→ Exercise details: Copy, without any alteration, the lines from the one that includes "Write a component" up to and including the one that includes "import React from 'react';".

→ Provided data:
-=-=-=-=-

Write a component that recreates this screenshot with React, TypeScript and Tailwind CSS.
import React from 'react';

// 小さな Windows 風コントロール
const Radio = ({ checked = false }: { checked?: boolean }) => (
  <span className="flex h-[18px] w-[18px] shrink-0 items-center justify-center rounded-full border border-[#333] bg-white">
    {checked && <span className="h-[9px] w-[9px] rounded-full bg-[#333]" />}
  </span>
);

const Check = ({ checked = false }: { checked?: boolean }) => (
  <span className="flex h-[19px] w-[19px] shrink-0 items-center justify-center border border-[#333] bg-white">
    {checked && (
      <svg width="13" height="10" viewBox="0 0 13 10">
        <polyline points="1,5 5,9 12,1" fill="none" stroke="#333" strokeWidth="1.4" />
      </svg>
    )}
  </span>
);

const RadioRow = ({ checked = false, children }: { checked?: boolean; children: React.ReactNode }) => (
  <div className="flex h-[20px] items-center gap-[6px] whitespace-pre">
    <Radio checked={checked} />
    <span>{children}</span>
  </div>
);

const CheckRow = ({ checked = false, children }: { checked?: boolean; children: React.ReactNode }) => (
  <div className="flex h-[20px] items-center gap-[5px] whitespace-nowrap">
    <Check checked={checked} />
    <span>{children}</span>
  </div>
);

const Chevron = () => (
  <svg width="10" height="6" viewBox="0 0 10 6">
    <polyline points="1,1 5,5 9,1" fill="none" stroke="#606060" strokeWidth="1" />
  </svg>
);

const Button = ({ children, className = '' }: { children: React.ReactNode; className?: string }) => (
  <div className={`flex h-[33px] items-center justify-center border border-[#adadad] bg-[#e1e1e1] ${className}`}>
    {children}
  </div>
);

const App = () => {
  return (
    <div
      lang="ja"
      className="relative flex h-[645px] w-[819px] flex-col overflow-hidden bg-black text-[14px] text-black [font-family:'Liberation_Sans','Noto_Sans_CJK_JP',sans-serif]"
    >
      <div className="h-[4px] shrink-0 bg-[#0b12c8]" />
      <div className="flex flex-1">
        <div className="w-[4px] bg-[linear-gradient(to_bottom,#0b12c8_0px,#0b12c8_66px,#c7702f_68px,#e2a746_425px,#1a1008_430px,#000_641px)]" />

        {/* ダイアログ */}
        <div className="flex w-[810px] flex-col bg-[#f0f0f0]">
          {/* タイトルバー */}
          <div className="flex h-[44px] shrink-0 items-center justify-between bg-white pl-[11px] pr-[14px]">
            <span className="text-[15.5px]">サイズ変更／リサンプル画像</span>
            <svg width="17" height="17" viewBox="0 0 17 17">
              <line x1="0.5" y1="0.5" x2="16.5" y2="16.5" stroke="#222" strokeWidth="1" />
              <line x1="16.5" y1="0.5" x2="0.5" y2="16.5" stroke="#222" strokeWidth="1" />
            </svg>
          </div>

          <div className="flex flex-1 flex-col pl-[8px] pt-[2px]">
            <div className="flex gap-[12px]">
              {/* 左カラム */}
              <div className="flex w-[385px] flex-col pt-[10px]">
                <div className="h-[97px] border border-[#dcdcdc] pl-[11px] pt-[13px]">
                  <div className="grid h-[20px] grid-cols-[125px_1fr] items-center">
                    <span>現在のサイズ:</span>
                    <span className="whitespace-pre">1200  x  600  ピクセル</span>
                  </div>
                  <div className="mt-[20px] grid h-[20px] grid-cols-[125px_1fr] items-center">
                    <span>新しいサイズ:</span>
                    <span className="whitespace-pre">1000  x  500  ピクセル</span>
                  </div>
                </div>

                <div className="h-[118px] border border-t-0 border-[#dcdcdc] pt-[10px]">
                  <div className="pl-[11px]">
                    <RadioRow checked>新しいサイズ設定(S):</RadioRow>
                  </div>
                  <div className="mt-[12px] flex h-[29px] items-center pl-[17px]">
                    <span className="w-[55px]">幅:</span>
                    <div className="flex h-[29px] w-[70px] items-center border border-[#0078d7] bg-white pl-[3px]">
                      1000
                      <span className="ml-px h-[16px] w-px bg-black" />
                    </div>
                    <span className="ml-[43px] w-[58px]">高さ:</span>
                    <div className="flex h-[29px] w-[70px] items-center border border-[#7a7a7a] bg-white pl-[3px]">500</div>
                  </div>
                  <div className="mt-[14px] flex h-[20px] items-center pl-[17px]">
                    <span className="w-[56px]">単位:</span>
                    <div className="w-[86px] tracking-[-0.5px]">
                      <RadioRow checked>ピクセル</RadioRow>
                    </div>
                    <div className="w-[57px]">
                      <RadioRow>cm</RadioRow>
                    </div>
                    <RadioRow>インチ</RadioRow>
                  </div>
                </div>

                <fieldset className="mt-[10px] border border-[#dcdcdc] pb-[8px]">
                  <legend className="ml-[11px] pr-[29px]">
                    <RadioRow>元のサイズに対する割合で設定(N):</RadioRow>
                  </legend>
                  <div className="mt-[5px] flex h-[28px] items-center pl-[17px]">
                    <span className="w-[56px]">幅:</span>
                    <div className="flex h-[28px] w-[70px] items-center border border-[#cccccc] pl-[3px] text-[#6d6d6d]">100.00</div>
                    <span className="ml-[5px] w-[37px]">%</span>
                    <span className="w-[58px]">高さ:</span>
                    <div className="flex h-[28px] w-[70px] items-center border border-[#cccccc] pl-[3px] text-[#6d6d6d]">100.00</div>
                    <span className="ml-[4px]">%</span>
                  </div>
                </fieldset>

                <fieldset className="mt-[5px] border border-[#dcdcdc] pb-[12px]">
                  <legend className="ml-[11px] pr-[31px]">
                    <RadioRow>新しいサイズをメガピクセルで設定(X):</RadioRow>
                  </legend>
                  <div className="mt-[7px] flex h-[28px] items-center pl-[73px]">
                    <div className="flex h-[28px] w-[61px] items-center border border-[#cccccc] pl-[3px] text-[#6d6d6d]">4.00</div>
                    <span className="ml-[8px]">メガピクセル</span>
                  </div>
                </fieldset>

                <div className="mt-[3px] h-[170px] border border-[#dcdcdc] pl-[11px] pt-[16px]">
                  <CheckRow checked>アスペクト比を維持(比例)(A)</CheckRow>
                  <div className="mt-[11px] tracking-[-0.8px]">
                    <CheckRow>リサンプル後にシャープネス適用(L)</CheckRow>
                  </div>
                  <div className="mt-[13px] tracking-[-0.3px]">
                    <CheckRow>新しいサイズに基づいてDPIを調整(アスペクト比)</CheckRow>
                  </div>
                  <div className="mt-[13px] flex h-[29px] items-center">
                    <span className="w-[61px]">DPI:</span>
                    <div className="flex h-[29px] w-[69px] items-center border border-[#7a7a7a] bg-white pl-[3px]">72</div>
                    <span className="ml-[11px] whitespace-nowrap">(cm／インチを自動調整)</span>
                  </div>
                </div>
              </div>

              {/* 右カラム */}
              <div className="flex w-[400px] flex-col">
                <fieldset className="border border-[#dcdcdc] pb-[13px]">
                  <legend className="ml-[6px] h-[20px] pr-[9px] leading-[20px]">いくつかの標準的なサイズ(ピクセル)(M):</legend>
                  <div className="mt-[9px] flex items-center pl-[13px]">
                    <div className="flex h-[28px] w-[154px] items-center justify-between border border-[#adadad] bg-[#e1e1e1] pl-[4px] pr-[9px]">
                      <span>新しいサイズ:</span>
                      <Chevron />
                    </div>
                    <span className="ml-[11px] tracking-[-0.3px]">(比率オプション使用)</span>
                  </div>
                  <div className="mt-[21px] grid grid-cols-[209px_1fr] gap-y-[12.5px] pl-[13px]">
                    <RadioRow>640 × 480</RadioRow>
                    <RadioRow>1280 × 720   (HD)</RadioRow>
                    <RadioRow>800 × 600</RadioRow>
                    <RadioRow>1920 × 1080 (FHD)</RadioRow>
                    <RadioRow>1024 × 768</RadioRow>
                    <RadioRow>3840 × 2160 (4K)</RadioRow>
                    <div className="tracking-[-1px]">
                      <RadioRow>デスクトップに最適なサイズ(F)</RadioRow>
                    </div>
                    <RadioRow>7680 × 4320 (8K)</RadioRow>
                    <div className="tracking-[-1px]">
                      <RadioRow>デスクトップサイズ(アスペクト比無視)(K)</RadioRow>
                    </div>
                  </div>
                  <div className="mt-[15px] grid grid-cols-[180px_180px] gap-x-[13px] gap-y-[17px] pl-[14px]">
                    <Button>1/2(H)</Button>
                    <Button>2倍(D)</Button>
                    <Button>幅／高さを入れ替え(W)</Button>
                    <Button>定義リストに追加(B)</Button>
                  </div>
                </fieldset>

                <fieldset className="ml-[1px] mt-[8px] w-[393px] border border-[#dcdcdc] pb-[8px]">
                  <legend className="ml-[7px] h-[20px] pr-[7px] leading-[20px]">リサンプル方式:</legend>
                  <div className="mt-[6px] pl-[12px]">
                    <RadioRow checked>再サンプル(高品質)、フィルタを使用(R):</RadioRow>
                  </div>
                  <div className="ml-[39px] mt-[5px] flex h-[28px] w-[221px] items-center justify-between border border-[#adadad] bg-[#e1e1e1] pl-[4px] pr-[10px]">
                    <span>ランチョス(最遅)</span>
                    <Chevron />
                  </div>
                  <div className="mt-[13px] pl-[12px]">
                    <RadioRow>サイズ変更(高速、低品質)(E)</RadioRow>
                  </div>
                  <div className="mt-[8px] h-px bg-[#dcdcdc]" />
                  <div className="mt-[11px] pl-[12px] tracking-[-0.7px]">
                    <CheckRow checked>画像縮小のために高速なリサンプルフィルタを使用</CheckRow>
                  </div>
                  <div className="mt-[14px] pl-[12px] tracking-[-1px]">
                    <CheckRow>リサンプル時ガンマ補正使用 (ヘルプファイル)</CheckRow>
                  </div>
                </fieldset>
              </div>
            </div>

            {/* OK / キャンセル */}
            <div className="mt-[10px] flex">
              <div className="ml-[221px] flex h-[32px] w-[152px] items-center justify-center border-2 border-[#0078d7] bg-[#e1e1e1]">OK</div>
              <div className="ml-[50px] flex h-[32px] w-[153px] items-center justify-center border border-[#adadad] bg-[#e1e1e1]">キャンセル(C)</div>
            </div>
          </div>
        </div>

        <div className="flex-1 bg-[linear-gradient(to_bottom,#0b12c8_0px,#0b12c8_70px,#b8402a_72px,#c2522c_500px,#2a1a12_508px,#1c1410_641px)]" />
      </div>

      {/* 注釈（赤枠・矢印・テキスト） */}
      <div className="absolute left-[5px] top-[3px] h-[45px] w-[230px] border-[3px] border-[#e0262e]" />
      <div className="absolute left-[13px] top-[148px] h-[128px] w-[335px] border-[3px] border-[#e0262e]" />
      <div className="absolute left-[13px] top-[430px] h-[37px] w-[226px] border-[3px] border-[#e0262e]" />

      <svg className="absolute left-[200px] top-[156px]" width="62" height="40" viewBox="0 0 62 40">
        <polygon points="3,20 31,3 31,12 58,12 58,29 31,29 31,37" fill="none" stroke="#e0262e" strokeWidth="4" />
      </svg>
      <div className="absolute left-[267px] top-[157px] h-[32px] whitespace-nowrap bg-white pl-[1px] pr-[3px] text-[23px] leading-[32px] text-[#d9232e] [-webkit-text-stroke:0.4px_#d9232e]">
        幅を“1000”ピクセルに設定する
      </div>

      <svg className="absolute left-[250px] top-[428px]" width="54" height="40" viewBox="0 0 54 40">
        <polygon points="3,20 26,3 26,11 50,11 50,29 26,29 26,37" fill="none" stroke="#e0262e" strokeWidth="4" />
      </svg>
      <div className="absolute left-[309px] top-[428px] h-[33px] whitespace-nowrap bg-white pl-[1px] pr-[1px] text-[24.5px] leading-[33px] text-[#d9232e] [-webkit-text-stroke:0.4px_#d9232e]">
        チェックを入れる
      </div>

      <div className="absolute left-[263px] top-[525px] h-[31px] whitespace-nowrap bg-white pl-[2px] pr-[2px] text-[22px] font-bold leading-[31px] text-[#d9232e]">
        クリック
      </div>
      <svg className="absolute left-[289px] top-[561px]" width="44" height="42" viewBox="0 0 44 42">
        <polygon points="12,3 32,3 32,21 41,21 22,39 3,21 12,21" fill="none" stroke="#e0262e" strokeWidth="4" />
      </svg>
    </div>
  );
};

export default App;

-=-=-=-=-

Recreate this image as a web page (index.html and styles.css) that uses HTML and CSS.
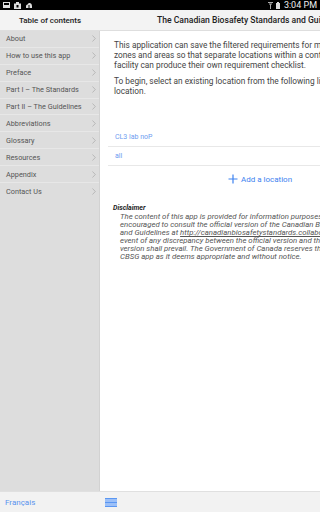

-=-=-=-=-

→ Answer for the task:
Write a component that recreates this screenshot with React, TypeScript and Tailwind CSS.
import React from 'react';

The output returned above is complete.